I'm not a pharmacist or a doctor (in the United States), but if you wanted to be found dead in your apartment and be mourned by your loved ones because of your inability to overcome your addiction, there are worse ideas than having 72 bags of heroin in your apartment. Again, that's not a misprint. SEVENTY-TWO. Philip Seymour Hoffman had 72 bags of heroin. New York Post reports:
The NYPD hunted for Philip Seymour Hoffman’s drug dealer on Monday to track down the source of the 72 small bags of heroin found in the tragic actor’s Greenwich Village apartment, sources said. Investigators found 49 sealed bags and 23 bags that were open and used. In all, 59 were marked “Ace of Spades” and 13 had the “Ace of Hearts” logo. There were also two charred spoons, syringes and a small amount of cocaine in the $10,000-a-month apartment.
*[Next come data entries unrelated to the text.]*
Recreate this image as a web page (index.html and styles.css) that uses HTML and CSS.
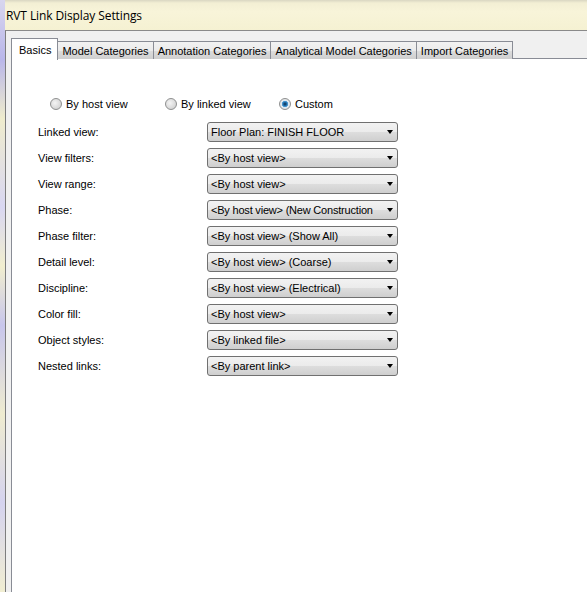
FILE: index.html
```html
<!DOCTYPE html>
<html>
<head>
<meta charset="utf-8">
<link rel="stylesheet" href="styles.css">
</head>
<body>
<div class="screen">
  <div class="edge"></div>
  <div class="window">
    <div class="titlebar"><span class="title">RVT Link Display Settings</span></div>
    <div class="client">
      <div class="tabs">
        <div class="tab selected">Basics</div>
        <div class="tab">Model Categories</div>
        <div class="tab">Annotation Categories</div>
        <div class="tab">Analytical Model Categories</div>
        <div class="tab">Import Categories</div>
      </div>
      <div class="panel">
        <div class="radios">
          <label class="radio"><span class="dot"></span>By host view</label>
          <label class="radio"><span class="dot"></span>By linked view</label>
          <label class="radio"><span class="dot on"></span>Custom</label>
        </div>
        <div class="form">
          <div class="lbl">Linked view:</div><div class="combo"><span class="val">Floor Plan: FINISH FLOOR</span><span class="arrow"></span></div>
          <div class="lbl">View filters:</div><div class="combo"><span class="val">&lt;By host view&gt;</span><span class="arrow"></span></div>
          <div class="lbl">View range:</div><div class="combo"><span class="val">&lt;By host view&gt;</span><span class="arrow"></span></div>
          <div class="lbl">Phase:</div><div class="combo"><span class="val tight">&lt;By host view&gt; (New Construction</span><span class="arrow"></span></div>
          <div class="lbl">Phase filter:</div><div class="combo"><span class="val">&lt;By host view&gt; (Show All)</span><span class="arrow"></span></div>
          <div class="lbl">Detail level:</div><div class="combo"><span class="val">&lt;By host view&gt; (Coarse)</span><span class="arrow"></span></div>
          <div class="lbl">Discipline:</div><div class="combo"><span class="val">&lt;By host view&gt; (Electrical)</span><span class="arrow"></span></div>
          <div class="lbl">Color fill:</div><div class="combo"><span class="val">&lt;By host view&gt;</span><span class="arrow"></span></div>
          <div class="lbl">Object styles:</div><div class="combo"><span class="val">&lt;By linked file&gt;</span><span class="arrow"></span></div>
          <div class="lbl">Nested links:</div><div class="combo"><span class="val">&lt;By parent link&gt;</span><span class="arrow"></span></div>
        </div>
      </div>
    </div>
  </div>
</div>
</body>
</html>
```
FILE: styles.css
```css
html, body {
  margin: 0;
  padding: 0;
}
body {
  width: 587px;
  height: 592px;
  overflow: hidden;
  font-family: "Liberation Sans", Arial, sans-serif;
  font-size: 11px;
  color: #000;
}
.screen {
  display: flex;
  width: 587px;
  height: 592px;
  background: #f6f2d2;
}
.edge {
  width: 5px;
  flex: none;
  background: linear-gradient(180deg, #d8d6ee 0%, #b9b6ea 10%, #efeccd 20%, #d9d7f2 35%, #f1eecf 45%, #c8c6ec 55%, #efecd0 70%, #d5d3ef 85%, #f1eed2 100%);
}
.window {
  flex: 1;
  display: flex;
  flex-direction: column;
  min-width: 0;
}
.titlebar {
  height: 30px;
  flex: none;
  box-sizing: border-box;
  padding: 7px 0 0 1px;
  background: linear-gradient(180deg, #d9d6c2 0px, #f3efd4 3px, #f8f4d9 12px, #f5f1d2 30px);
  font-family: "Open Sans", "Liberation Sans", sans-serif;
  font-size: 12px;
}
.title {
  letter-spacing: -0.1px;
}
.client {
  flex: 1;
  display: flex;
  flex-direction: column;
  background: #f0f0f0;
  border-top: 1px solid #8a8a8a;
  border-left: 1px solid #7e7e7e;
  padding: 7px 0 0 5px;
}
.tabs {
  display: flex;
  align-items: flex-end;
  height: 21px;
  flex: none;
  position: relative;
  z-index: 1;
  margin-bottom: -1px;
}
.tab {
  height: 18px;
  box-sizing: border-box;
  border: 1px solid #898c95;
  border-bottom: none;
  border-left: none;
  padding: 1px 4px 0 4px;
  line-height: 17px;
  background: linear-gradient(180deg, #f2f2f2 0%, #ebebeb 50%, #dddddd 51%, #cfcfcf 100%);
  white-space: nowrap;
}
.tab.selected {
  height: 22px;
  border-left: 1px solid #898c95;
  background: #fff;
  padding: 3px 6px 0 7px;
  line-height: 16px;
  margin-bottom: -1px;
}
.panel {
  flex: 1;
  background: #fff;
  border-top: 1px solid #898c95;
  border-left: 1px solid #898c95;
  padding: 38px 0 0 26px;
}
.radios {
  display: grid;
  grid-template-columns: 115px 114px auto;
  margin-left: 12px;
  height: 14px;
  align-items: center;
}
.radio {
  display: flex;
  align-items: center;
  gap: 4px;
}
.dot {
  width: 10px;
  height: 10px;
  border-radius: 50%;
  border: 1px solid #8e8f8f;
  background: radial-gradient(circle at 40% 40%, #f4f4f4 0%, #d6d6d6 70%, #c4c4c4 100%);
}
.dot.on {
  background: radial-gradient(circle at 50% 50%, #0d2a45 0%, #2474b3 28%, #5aa4d8 42%, #dfe9f2 50%, #e6e6e6 70%, #cfcfcf 100%);
}
.form {
  display: grid;
  grid-template-columns: 169px 191px;
  grid-auto-rows: 20px;
  row-gap: 6px;
  margin-top: 11px;
  align-items: center;
}
.combo {
  height: 20px;
  box-sizing: border-box;
  border: 1px solid #707070;
  border-radius: 3px;
  background: linear-gradient(180deg, #f2f2f2 0%, #ebebeb 50%, #dddddd 51%, #cfcfcf 100%);
  display: flex;
  align-items: center;
  padding: 0 0 0 3px;
  position: relative;
}
.val {
  white-space: nowrap;
}
.val.tight {
  letter-spacing: -0.2px;
}
.arrow {
  position: absolute;
  right: 4px;
  top: 7px;
  width: 0;
  height: 0;
  border-left: 3.5px solid transparent;
  border-right: 3.5px solid transparent;
  border-top: 4px solid #000;
}
```
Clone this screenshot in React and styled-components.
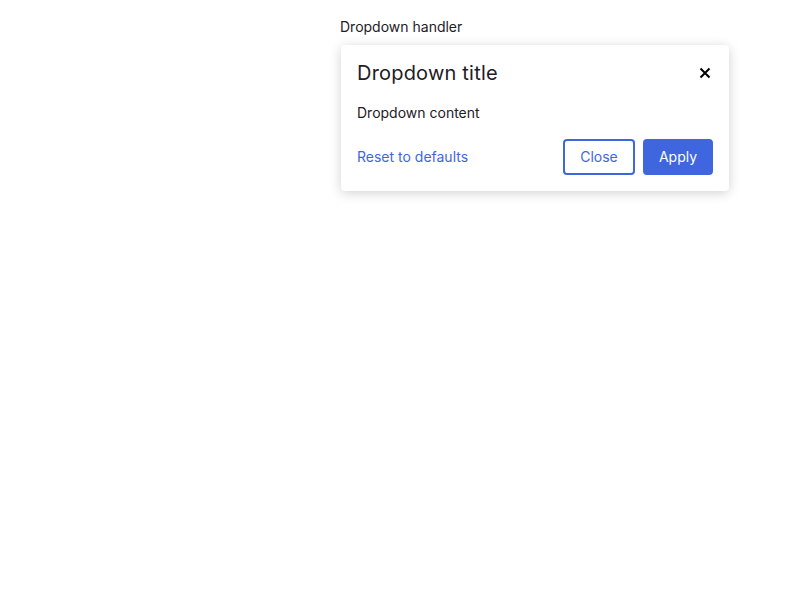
import React from 'react';
import styled, {createGlobalStyle} from 'styled-components';

const GlobalStyle = createGlobalStyle`
    html, body {
        min-height: 100%;
    }
    body {
        margin: 0;
        background: #fff;
        font-family: "Inter", "Liberation Sans", sans-serif;
        color: #1d2024;
    }
`;

const Page = styled.div`
    padding: 18px 0 40px 340px;
`;

const Handler = styled.div`
    font-size: 14px;
    line-height: 18px;
`;

const Dropdown = styled.div`
    margin: 9px 0 0 1px;
    width: 388px;
    box-sizing: border-box;
    padding: 16px;
    background: #fff;
    border-radius: 4px;
    box-shadow: 0 2px 12px rgba(0, 0, 0, 0.18);
`;

const Header = styled.div`
    display: flex;
    align-items: center;
    justify-content: space-between;
    height: 24px;
`;

const Title = styled.h3`
    margin: 0;
    font-size: 20px;
    font-weight: 400;
    line-height: 24px;
    letter-spacing: 0.2px;
`;

const CloseIcon = styled.button`
    display: flex;
    align-items: center;
    justify-content: center;
    width: 16px;
    height: 16px;
    padding: 0;
    border: none;
    background: none;
    color: #000;
    cursor: pointer;
`;

const Content = styled.p`
    margin: 18px 0 0;
    font-size: 14px;
    line-height: 20px;
`;

const Footer = styled.div`
    display: flex;
    align-items: center;
    gap: 8px;
    margin-top: 16px;
`;

const Reset = styled.a`
    margin-right: auto;
    font-size: 14px;
    line-height: 18px;
    color: #3f66de;
    cursor: pointer;
`;

const Button = styled.button`
    width: ${p => p.$primary ? 70 : 72}px;
    height: 36px;
    padding: 0 0 1px;
    box-sizing: border-box;
    border-radius: 4px;
    border: 2px solid #3f66de;
    background: ${p => p.$primary ? '#3f66de' : '#fff'};
    color: ${p => p.$primary ? '#fff' : '#3f66de'};
    font-family: inherit;
    font-size: 14px;
    cursor: pointer;
`;

export default function App() {
    return (
        <>
            <GlobalStyle/>
            <Page>
                <Handler>Dropdown handler</Handler>
                <Dropdown>
                    <Header>
                        <Title>Dropdown title</Title>
                        <CloseIcon aria-label="Close">
                            <svg width="12" height="12" viewBox="0 0 12 12">
                                <path d="M1.5 1.5L10.5 10.5M10.5 1.5L1.5 10.5" stroke="currentColor" strokeWidth="2"/>
                            </svg>
                        </CloseIcon>
                    </Header>
                    <Content>Dropdown content</Content>
                    <Footer>
                        <Reset>Reset to defaults</Reset>
                        <Button>Close</Button>
                        <Button $primary>Apply</Button>
                    </Footer>
                </Dropdown>
            </Page>
        </>
    );
}
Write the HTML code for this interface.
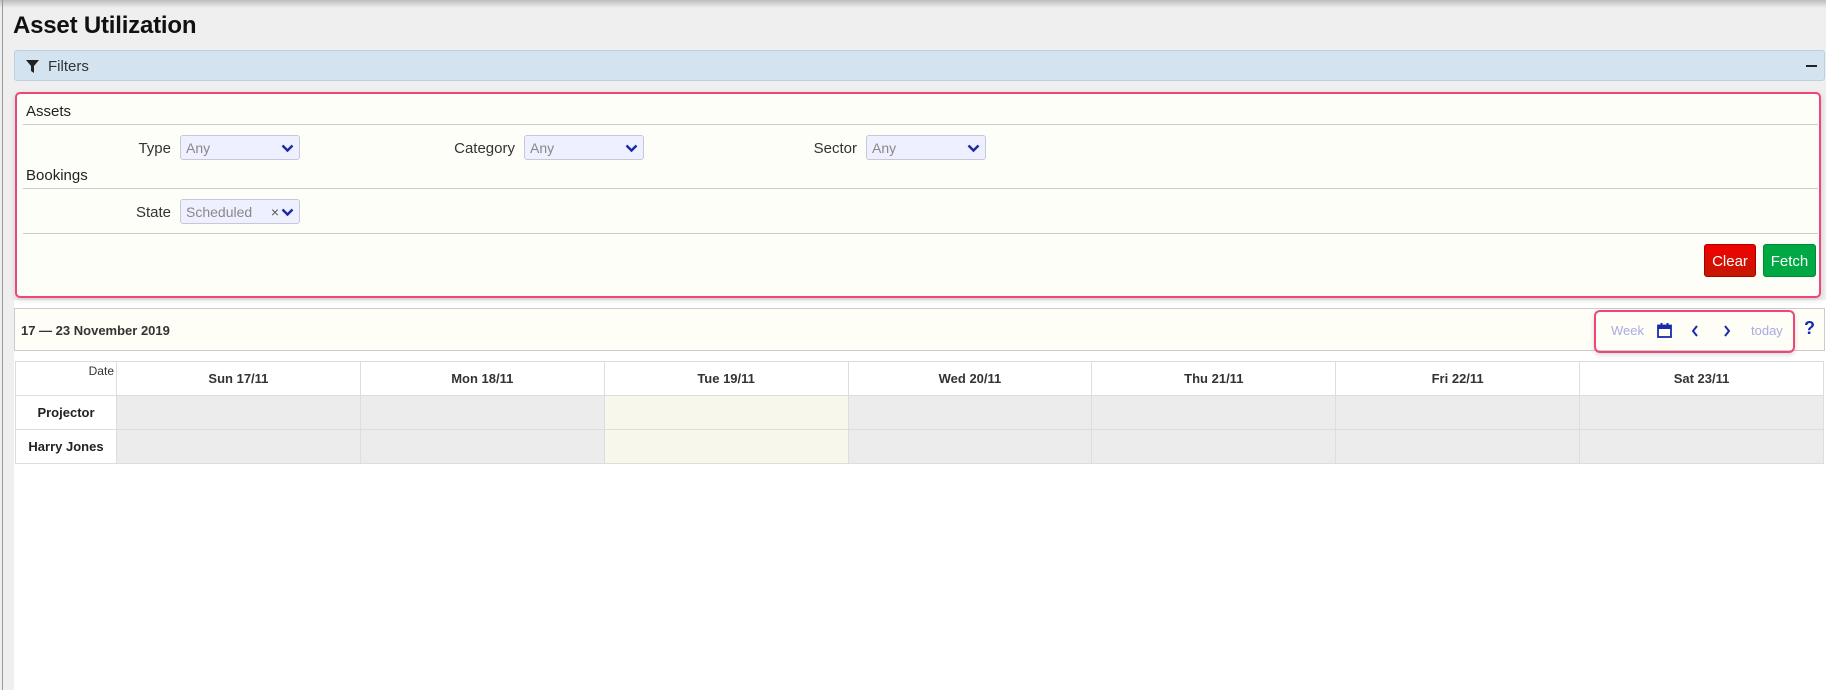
<!DOCTYPE html>
<html><head><style>
*{box-sizing:border-box;margin:0;padding:0}
body{width:1826px;height:690px;background:#efefef;font-family:"Liberation Sans",sans-serif;position:relative;overflow:hidden}
.abs{position:absolute}
.topsh{left:0;top:0;width:1826px;height:8px;background:linear-gradient(#bdbdbd,#efefef)}
.lstrip{left:2px;top:0;width:1px;height:690px;background:#999}
.white{left:14px;top:300px;width:1812px;height:390px;background:#fff}
h1{position:absolute;left:13px;top:12px;font-size:24px;font-weight:bold;color:#111;letter-spacing:-0.2px}
.fbar{left:14px;top:50px;width:1811px;height:31px;background:#d3e3f0;border:1px solid #bcd0e0;border-radius:3px}
.fbar span{position:absolute;left:33px;top:7px;font-size:15px;color:#333}
.pink{left:15px;top:92px;width:1806px;height:206px;background:#fefef8;border:2px solid #f0457a;border-radius:5px;box-shadow:0 2px 6px rgba(0,0,0,.15)}
.sec{font-size:15px;color:#222}
.hr{height:1px;background:#ccc}
.lab{font-size:15px;color:#333;text-align:right;width:150px}
.sel{height:25px;border:1px solid #c6c8d8;background:#eef0ff;border-radius:3px;font-size:14px;color:#888;padding:4px 5px;width:120px}
.btn{color:#fff;font-size:15px;border-radius:3px;text-align:center;line-height:33px;height:33px}
.tb{left:14px;top:308px;width:1811px;height:43px;background:#fefef6;border:1px solid #ccc}
.nav{left:1594px;top:310px;width:201px;height:43px;border:2px solid #f0457a;border-radius:6px;box-shadow:0 2px 5px rgba(0,0,0,.15)}
table{position:absolute;left:15px;top:361px;border-collapse:collapse;table-layout:fixed;width:1809px}
td,th{border:1px solid #ddd;font-size:13px;color:#333;text-align:center}
th{height:34px;background:#fff}
td{height:34px;background:#ececec}
td.n{background:#fff;font-weight:bold;color:#222}
td.t{background:#f7f7ec}
</style></head><body>
<div class="abs topsh"></div>
<div class="abs white"></div>
<div class="abs lstrip"></div>
<h1>Asset Utilization</h1>
<div class="abs fbar"><svg class="abs" style="left:11px;top:9px" width="13" height="13" viewBox="0 0 13 13"><path d="M0 0H13L8 6V13L5 11V6Z" fill="#222"/></svg><span>Filters</span><div class="abs" style="right:7px;top:14px;width:11px;height:2px;background:#222"></div></div>
<div class="abs pink">
<div class="abs sec" style="left:9px;top:9px">Assets</div>
<div class="abs hr" style="left:6px;top:30px;width:1795px"></div>
<div class="abs lab" style="left:4px;top:46px">Type</div>
<div class="abs sel" style="left:163px;top:41px">Any<svg class="abs" style="right:5px;top:8px" width="13" height="9"><path d="M1.5 1.5L6.5 6.5L11.5 1.5" stroke="#1a2aa0" stroke-width="2.4" fill="none"/></svg></div>
<div class="abs lab" style="left:348px;top:46px">Category</div>
<div class="abs sel" style="left:507px;top:41px">Any<svg class="abs" style="right:5px;top:8px" width="13" height="9"><path d="M1.5 1.5L6.5 6.5L11.5 1.5" stroke="#1a2aa0" stroke-width="2.4" fill="none"/></svg></div>
<div class="abs lab" style="left:690px;top:46px">Sector</div>
<div class="abs sel" style="left:849px;top:41px">Any<svg class="abs" style="right:5px;top:8px" width="13" height="9"><path d="M1.5 1.5L6.5 6.5L11.5 1.5" stroke="#1a2aa0" stroke-width="2.4" fill="none"/></svg></div>
<div class="abs sec" style="left:9px;top:73px">Bookings</div>
<div class="abs hr" style="left:6px;top:94px;width:1795px"></div>
<div class="abs lab" style="left:4px;top:110px">State</div>
<div class="abs sel" style="left:163px;top:105px">Scheduled<span class="abs" style="right:20px;top:4px;color:#555">×</span><svg class="abs" style="right:5px;top:8px" width="13" height="9"><path d="M1.5 1.5L6.5 6.5L11.5 1.5" stroke="#1a2aa0" stroke-width="2.4" fill="none"/></svg></div>
<div class="abs hr" style="left:6px;top:139px;width:1795px"></div>
<div class="abs btn" style="left:1687px;top:150px;width:52px;background:linear-gradient(#f20000,#c21a00);border:1px solid #a00">Clear</div>
<div class="abs btn" style="left:1746px;top:150px;width:53px;background:#00a844;border:1px solid #008a36">Fetch</div>
</div>
<div class="abs tb"><div class="abs" style="left:6px;top:14px;font-size:13px;font-weight:bold;color:#333">17 — 23 November 2019</div></div>
<div class="abs nav"></div>
<div class="abs" style="left:1611px;top:323px;font-size:13px;color:#a9a9e6">Week</div>
<svg class="abs" style="left:1657px;top:323px" width="15" height="15" viewBox="0 0 15 15"><rect x="1" y="2.5" width="13" height="11.5" fill="none" stroke="#1a2ab0" stroke-width="1.8"/><rect x="1" y="2.5" width="13" height="3.5" fill="#1a2ab0"/><rect x="3.5" y="0" width="2" height="3" fill="#1a2ab0"/><rect x="9.5" y="0" width="2" height="3" fill="#1a2ab0"/></svg>
<svg class="abs" style="left:1691px;top:325px" width="8" height="12"><path d="M6 1L2 6L6 11" stroke="#1a2ab0" stroke-width="2" fill="none"/></svg>
<svg class="abs" style="left:1723px;top:325px" width="8" height="12"><path d="M2 1L6 6L2 11" stroke="#1a2ab0" stroke-width="2" fill="none"/></svg>
<div class="abs" style="left:1751px;top:323px;font-size:13px;color:#a9a9e6">today</div>
<div class="abs" style="left:1804px;top:318px;font-size:18px;font-weight:bold;color:#1a2ab0">?</div>
<table>
<colgroup><col style="width:101px"><col><col><col><col><col><col><col></colgroup>
<tr><th style="text-align:right;vertical-align:top;font-weight:normal;padding:2px 2px 0 0;font-size:12px">Date</th><th>Sun 17/11</th><th>Mon 18/11</th><th>Tue 19/11</th><th>Wed 20/11</th><th>Thu 21/11</th><th>Fri 22/11</th><th>Sat 23/11</th></tr>
<tr><td class="n">Projector</td><td></td><td></td><td class="t"></td><td></td><td></td><td></td><td></td></tr>
<tr><td class="n">Harry Jones</td><td></td><td></td><td class="t"></td><td></td><td></td><td></td><td></td></tr>
</table>
</body></html>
Cops also discovered an assortment of prescription pills, including:
- Clonidine hydrochloride, a blood-pressure medication.
- Buprenorphine, an addiction-treatment drug.
- Vyvanse, which is used to treat attention-deficit disorder.
- Hydroxyzine, used to treat anxiety.
- Methocarbamol, a muscle relaxant.
Like, I've been sitting here trying to wrap my mind around what kind of next level junkie would need 72 bags of heroin readily available at any given moment. Do you have to pass some kind of written test and maybe a practical? Was he going to be on the new TLC show Heroin Hoarders? I don't get it. I mean, I didn't want to watch the Super Bowl either, but not that bad. I can't overstate this enough. He had 72 bags of heroin in his apartment. The only brightside is that if you're looking to see Michael Jackson's ghost, this substantially narrows down your search.